▸ **What is being asked**: Transcribe only the part of the material below that begins at the line containing "Write the React, TypeScript" and ends at the line containing "const P: CellDef", with both kept and images left out.

▸ **Information provided**:
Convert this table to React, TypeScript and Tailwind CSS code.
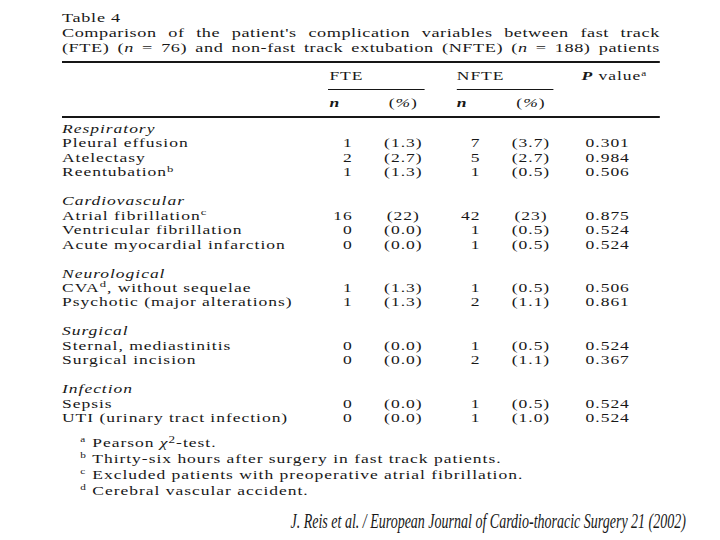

* * *

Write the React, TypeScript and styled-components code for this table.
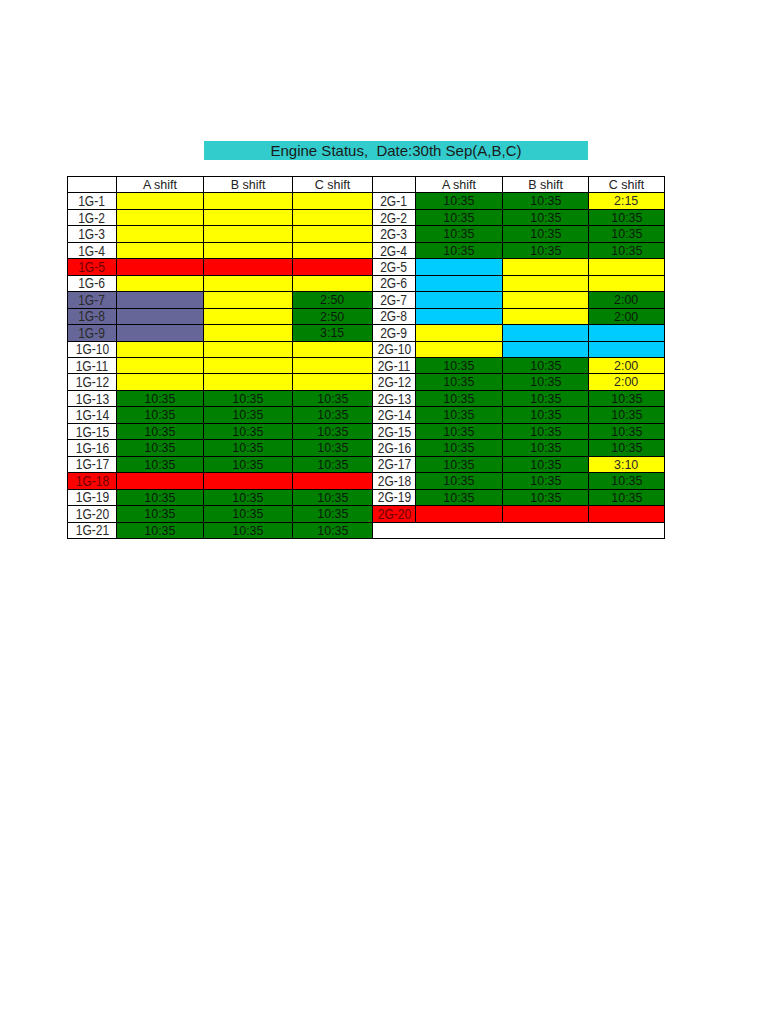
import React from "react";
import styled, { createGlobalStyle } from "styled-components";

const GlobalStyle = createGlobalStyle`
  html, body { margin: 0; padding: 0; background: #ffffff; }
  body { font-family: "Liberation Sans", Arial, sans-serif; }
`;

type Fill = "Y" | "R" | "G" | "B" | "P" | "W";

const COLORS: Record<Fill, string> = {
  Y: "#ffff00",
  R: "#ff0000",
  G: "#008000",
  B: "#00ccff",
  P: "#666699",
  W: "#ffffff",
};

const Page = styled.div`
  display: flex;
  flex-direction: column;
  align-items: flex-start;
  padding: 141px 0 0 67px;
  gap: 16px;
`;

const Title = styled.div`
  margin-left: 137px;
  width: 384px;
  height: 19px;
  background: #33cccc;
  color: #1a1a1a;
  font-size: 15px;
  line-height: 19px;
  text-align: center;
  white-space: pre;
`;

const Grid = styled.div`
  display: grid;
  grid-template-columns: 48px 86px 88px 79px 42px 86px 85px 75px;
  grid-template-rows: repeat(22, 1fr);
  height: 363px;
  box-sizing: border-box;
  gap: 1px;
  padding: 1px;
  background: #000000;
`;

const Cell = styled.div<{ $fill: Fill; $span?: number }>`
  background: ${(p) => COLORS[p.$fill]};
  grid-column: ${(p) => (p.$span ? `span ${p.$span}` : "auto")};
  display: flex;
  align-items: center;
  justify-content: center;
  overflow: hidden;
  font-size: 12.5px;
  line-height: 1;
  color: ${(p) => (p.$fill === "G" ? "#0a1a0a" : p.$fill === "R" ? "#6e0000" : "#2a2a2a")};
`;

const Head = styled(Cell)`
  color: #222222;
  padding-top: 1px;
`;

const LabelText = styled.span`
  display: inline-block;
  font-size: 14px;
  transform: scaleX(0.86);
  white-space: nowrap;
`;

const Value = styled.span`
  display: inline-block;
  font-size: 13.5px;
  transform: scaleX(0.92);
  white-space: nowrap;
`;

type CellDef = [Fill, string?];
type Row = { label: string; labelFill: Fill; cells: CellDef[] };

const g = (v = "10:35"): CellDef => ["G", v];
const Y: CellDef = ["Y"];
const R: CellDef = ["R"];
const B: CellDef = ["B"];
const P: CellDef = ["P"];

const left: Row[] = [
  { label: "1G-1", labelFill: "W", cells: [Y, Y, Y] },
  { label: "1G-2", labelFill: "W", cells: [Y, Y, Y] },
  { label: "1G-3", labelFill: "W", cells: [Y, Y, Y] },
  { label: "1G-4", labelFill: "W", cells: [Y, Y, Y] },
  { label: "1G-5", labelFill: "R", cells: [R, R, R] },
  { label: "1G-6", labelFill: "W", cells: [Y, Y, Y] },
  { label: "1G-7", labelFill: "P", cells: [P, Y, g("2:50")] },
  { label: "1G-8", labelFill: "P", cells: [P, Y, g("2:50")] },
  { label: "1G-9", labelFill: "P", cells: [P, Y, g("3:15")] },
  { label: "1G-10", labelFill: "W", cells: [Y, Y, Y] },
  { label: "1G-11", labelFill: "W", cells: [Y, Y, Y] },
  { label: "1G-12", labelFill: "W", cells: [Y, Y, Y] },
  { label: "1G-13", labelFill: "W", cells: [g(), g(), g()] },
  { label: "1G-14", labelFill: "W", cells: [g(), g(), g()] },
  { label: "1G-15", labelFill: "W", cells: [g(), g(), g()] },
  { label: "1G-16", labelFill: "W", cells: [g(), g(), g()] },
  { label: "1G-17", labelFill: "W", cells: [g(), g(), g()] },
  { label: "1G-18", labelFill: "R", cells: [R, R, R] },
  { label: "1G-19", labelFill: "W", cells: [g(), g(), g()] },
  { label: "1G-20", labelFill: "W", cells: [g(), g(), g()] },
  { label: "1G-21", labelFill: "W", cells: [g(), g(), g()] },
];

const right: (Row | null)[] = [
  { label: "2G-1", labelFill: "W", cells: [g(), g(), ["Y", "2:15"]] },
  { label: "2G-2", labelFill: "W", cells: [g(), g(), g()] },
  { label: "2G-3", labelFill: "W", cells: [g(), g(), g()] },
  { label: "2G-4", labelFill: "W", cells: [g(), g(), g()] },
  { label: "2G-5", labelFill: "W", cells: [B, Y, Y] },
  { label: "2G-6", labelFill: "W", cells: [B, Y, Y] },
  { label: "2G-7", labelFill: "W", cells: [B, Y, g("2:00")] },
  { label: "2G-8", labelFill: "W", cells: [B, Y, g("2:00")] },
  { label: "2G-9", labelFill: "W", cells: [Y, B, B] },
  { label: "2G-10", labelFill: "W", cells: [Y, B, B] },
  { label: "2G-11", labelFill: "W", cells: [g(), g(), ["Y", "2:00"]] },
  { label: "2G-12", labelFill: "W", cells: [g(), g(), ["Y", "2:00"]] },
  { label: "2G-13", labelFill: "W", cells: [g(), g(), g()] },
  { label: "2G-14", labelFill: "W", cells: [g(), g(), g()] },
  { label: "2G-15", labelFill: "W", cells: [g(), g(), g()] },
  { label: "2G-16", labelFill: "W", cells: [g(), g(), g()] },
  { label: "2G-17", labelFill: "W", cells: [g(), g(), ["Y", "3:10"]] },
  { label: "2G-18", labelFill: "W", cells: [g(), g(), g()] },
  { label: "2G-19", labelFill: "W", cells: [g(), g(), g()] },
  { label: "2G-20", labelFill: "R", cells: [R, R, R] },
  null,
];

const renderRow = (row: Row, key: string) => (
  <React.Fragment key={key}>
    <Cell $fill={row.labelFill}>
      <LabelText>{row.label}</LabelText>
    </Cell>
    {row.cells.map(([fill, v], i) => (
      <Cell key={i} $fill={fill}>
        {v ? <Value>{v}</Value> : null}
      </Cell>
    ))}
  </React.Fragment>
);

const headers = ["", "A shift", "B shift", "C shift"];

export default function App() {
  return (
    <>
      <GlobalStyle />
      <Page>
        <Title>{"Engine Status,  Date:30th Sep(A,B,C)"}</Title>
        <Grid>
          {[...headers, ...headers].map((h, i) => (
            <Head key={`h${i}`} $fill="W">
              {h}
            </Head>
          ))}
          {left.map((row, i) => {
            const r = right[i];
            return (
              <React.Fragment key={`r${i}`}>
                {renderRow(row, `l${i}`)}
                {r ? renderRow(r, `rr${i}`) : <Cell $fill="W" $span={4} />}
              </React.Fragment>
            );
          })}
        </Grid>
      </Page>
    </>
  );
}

▸ **Completed task**:
Write the React, TypeScript and styled-components code for this table.
import React from "react";
import styled, { createGlobalStyle } from "styled-components";

const GlobalStyle = createGlobalStyle`
  html, body { margin: 0; padding: 0; background: #ffffff; }
  body { font-family: "Liberation Sans", Arial, sans-serif; }
`;

type Fill = "Y" | "R" | "G" | "B" | "P" | "W";

const COLORS: Record<Fill, string> = {
  Y: "#ffff00",
  R: "#ff0000",
  G: "#008000",
  B: "#00ccff",
  P: "#666699",
  W: "#ffffff",
};

const Page = styled.div`
  display: flex;
  flex-direction: column;
  align-items: flex-start;
  padding: 141px 0 0 67px;
  gap: 16px;
`;

const Title = styled.div`
  margin-left: 137px;
  width: 384px;
  height: 19px;
  background: #33cccc;
  color: #1a1a1a;
  font-size: 15px;
  line-height: 19px;
  text-align: center;
  white-space: pre;
`;

const Grid = styled.div`
  display: grid;
  grid-template-columns: 48px 86px 88px 79px 42px 86px 85px 75px;
  grid-template-rows: repeat(22, 1fr);
  height: 363px;
  box-sizing: border-box;
  gap: 1px;
  padding: 1px;
  background: #000000;
`;

const Cell = styled.div<{ $fill: Fill; $span?: number }>`
  background: ${(p) => COLORS[p.$fill]};
  grid-column: ${(p) => (p.$span ? `span ${p.$span}` : "auto")};
  display: flex;
  align-items: center;
  justify-content: center;
  overflow: hidden;
  font-size: 12.5px;
  line-height: 1;
  color: ${(p) => (p.$fill === "G" ? "#0a1a0a" : p.$fill === "R" ? "#6e0000" : "#2a2a2a")};
`;

const Head = styled(Cell)`
  color: #222222;
  padding-top: 1px;
`;

const LabelText = styled.span`
  display: inline-block;
  font-size: 14px;
  transform: scaleX(0.86);
  white-space: nowrap;
`;

const Value = styled.span`
  display: inline-block;
  font-size: 13.5px;
  transform: scaleX(0.92);
  white-space: nowrap;
`;

type CellDef = [Fill, string?];
type Row = { label: string; labelFill: Fill; cells: CellDef[] };

const g = (v = "10:35"): CellDef => ["G", v];
const Y: CellDef = ["Y"];
const R: CellDef = ["R"];
const B: CellDef = ["B"];
const P: CellDef = ["P"];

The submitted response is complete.